Mary: That’s the spirit, Kelly!
Also, to the casual eye it looks like Kelly is psyching herself up to punch Lou in the face in panel two. That, also, is the spirit, as far as I’m concerned.
Spider-Man, 5/26/06
How many geeks now desperately hope to recreate this little scene, and its real-superhero-on-fake-superhero sexual aftermath, back at the hotel at the next big comics convention? So many noble dreams, just waiting to be shattered.
Ziggy, 5/26/06
At last, somebody has the guts to speak the truth to power. I just hope that when Tom II enters his 76th day of solitary confinement somewhere in Guantanamo Bay, the knowledge that he spoke up when nobody else would consoles him.
Dick Tracy, 5/8/06
Um, just in case you were wondering, Dick Tracy is like TOTALLY NUTS now.
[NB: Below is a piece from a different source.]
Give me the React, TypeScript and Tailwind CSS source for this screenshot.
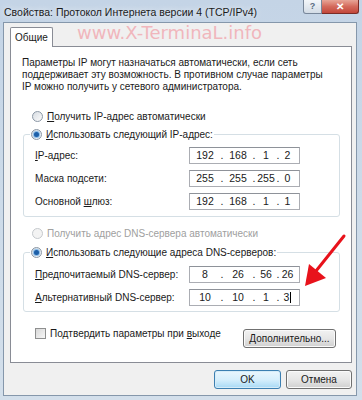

How much do I love the thinly veiled Osama bin Laden character in panel one, who is wearing what appears to be a blindfold across his nose, presumably so that he doesn’t breathe in the stink of the Great Satan over his enormous cell phone? I love him a lot, that’s how much. A commentor said that they thought that “Al Kinda” (that’s the fellow apparently holding a much smaller and more modern cell phone with his foot in panel two) was an Arab caricature, but I don’t see it; he looks to me more like the reanimated corpse of Ronald Reagan. (The thought of a zombie Reagan working for Muslim terrorists is so delightfully bizarre that I shudder just to think of it.) The leftmost guy in panel three may look like an ethnic caricature, but he’s actually recurring character B.O. Plenty; I can provide an explanation neither for his name or his hat, just as I cannot explain the rightmost person in that panel, who I think is supposed to be either a woman or a man in the least convincing drag in the history of cross dressing. Either way, I’m beginning to believe that Dick Tracy demonstrates some of the loopy, deranged majesty as Gil Thorp, though not at the same manic pace.
Meanwhile, in Mary Worth: Don’t turn your back on her, Lou! She’s about to deploy her Power Palm!